# THE PROBLEM
Gather every line below where "this" appears.

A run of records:
::::::::

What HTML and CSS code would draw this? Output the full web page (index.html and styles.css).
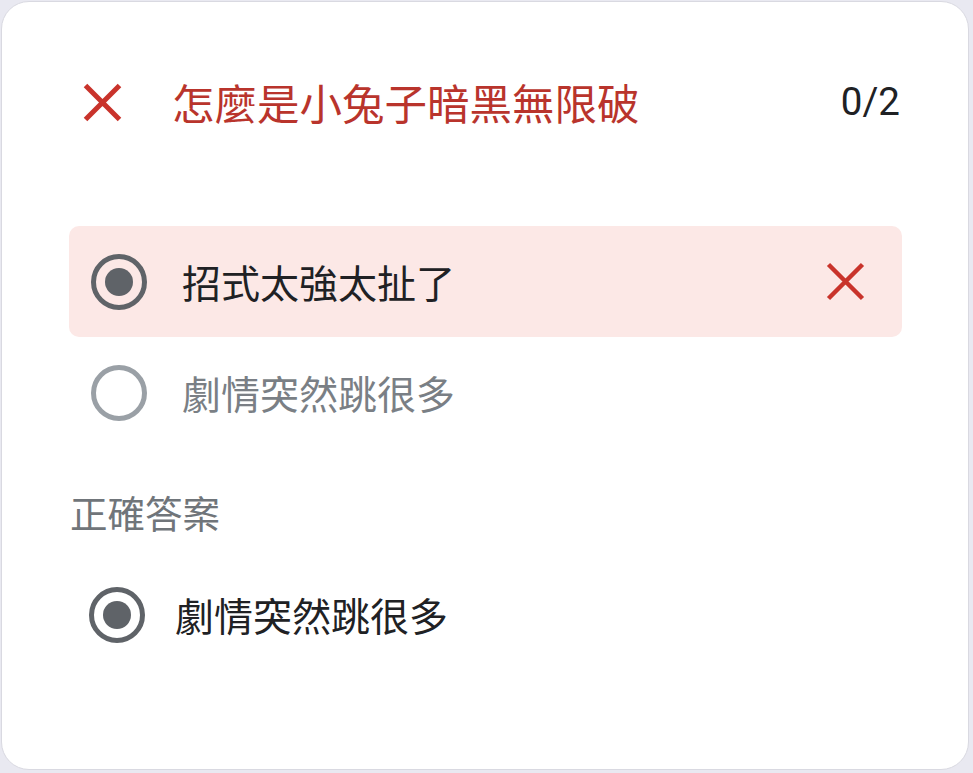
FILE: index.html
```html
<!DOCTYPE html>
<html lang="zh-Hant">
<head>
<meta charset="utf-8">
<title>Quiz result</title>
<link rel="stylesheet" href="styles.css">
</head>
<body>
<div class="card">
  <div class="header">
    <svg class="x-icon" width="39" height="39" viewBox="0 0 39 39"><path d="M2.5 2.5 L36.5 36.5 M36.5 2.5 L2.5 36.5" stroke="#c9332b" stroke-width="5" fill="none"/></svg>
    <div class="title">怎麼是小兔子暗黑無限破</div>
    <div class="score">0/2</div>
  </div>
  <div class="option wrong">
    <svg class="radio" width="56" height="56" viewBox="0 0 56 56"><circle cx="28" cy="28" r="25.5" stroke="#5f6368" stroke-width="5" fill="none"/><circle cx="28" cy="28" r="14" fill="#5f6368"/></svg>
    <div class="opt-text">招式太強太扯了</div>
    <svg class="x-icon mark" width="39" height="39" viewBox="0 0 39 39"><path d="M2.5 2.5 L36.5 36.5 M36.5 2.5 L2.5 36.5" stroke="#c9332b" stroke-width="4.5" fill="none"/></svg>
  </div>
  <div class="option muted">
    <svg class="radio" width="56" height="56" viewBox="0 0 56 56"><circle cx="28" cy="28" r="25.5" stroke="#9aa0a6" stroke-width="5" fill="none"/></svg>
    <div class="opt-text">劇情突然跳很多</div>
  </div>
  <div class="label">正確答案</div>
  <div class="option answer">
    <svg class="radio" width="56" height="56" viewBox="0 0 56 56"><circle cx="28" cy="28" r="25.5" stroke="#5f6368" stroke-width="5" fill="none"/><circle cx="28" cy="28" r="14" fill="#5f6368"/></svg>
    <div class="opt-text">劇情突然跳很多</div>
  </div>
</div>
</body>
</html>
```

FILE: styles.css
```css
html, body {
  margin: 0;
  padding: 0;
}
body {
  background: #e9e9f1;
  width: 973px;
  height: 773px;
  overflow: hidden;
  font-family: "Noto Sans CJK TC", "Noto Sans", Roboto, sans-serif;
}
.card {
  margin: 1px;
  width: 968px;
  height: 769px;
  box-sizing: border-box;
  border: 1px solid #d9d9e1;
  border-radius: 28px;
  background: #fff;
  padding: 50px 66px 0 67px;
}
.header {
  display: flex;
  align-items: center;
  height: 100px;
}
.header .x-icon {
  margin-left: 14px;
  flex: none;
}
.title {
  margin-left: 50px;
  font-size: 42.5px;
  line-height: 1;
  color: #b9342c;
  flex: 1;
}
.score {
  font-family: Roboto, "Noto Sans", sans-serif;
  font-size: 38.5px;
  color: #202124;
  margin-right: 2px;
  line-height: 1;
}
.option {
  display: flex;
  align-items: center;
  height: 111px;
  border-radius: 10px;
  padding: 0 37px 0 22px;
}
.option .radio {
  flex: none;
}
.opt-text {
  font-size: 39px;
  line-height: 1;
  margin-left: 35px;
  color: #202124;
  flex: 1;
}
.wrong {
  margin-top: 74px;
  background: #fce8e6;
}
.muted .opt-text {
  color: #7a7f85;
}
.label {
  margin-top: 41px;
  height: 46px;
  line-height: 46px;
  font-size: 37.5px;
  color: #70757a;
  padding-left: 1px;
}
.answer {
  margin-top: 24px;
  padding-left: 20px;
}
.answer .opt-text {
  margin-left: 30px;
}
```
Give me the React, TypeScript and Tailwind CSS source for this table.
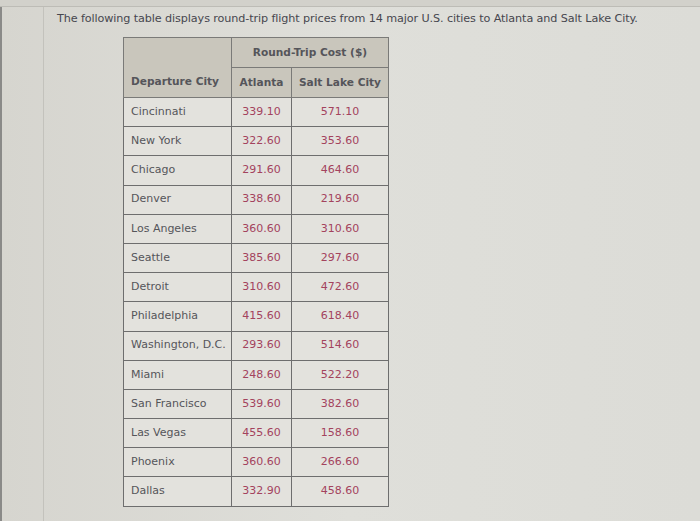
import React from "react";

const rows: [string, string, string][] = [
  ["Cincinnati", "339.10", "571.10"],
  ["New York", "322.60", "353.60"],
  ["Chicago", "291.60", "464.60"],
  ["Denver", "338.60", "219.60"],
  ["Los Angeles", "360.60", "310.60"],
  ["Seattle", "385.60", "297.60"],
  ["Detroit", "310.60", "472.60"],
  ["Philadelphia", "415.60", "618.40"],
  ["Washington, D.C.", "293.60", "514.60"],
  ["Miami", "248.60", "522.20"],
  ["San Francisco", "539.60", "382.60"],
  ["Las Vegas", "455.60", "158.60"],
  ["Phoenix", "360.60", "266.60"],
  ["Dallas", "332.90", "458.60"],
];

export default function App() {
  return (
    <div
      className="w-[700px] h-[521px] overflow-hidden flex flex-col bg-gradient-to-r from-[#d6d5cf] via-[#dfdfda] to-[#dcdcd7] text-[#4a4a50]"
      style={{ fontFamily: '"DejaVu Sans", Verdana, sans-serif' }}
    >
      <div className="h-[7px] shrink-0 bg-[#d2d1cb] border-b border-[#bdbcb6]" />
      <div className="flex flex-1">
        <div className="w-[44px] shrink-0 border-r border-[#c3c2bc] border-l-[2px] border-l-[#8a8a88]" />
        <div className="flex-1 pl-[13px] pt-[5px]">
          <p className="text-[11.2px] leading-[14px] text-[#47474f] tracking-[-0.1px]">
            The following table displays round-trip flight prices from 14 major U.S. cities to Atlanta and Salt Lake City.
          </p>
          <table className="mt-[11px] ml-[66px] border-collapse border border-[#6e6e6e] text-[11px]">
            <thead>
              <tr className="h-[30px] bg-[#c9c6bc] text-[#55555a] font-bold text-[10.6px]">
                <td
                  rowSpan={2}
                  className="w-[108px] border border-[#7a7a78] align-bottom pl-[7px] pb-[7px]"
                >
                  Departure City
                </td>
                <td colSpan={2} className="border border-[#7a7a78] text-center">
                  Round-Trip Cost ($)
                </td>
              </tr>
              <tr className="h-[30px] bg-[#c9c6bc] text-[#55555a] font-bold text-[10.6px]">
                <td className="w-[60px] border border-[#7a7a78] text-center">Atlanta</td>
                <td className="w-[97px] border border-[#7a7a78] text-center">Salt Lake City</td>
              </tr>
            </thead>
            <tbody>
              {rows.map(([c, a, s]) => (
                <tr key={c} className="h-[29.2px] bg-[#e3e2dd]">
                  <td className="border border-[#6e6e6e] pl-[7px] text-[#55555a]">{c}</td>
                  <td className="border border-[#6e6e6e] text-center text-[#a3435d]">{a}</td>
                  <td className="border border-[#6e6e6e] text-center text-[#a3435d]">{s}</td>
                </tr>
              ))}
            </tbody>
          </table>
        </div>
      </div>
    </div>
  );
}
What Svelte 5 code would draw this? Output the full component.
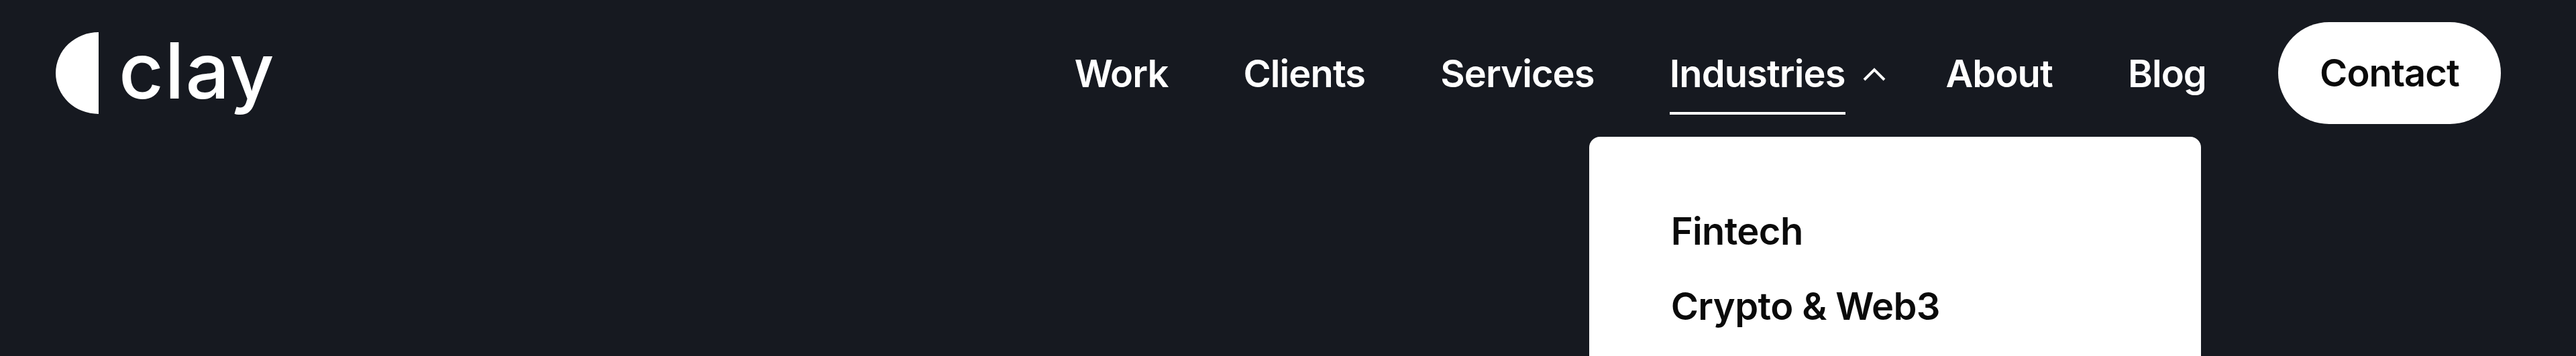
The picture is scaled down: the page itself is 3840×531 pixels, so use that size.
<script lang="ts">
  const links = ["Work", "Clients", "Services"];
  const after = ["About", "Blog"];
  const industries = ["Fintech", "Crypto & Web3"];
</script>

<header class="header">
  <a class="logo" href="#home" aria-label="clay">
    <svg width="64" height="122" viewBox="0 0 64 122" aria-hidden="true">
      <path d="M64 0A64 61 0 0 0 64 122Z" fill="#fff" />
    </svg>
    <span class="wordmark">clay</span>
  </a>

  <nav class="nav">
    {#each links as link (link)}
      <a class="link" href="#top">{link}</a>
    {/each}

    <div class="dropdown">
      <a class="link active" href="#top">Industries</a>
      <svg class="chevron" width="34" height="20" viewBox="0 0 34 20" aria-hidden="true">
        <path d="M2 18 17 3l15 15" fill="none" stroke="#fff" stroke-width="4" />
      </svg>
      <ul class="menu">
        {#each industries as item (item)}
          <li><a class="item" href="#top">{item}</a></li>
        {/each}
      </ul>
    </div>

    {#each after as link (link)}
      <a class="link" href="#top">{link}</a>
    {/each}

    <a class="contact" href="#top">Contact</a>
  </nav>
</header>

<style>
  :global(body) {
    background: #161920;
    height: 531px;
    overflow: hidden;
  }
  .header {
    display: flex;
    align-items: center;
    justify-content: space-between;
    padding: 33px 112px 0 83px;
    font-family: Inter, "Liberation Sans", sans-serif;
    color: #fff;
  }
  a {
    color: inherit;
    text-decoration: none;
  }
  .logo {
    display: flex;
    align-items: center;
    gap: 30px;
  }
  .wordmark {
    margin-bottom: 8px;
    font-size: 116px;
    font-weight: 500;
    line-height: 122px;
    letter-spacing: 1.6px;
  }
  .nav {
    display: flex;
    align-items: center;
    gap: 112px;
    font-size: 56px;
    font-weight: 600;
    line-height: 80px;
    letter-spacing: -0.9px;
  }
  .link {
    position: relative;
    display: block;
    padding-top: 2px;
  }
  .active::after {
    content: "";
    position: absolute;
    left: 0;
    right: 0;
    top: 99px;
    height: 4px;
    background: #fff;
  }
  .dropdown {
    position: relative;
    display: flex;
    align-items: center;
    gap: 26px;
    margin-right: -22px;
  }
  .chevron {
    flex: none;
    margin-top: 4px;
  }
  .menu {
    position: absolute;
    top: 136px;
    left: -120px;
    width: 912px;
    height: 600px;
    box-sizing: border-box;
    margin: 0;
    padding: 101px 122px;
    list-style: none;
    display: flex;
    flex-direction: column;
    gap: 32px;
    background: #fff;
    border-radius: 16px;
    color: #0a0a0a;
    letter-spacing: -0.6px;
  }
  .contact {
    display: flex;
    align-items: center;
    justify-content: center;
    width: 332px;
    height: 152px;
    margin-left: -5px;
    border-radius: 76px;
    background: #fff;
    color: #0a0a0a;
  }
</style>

::::::::

# REPLY
What HTML and CSS code would draw this? Output the full web page (index.html and styles.css).
Give me the React, TypeScript and Tailwind CSS source for this table.
What Svelte 5 code would draw this? Output the full component.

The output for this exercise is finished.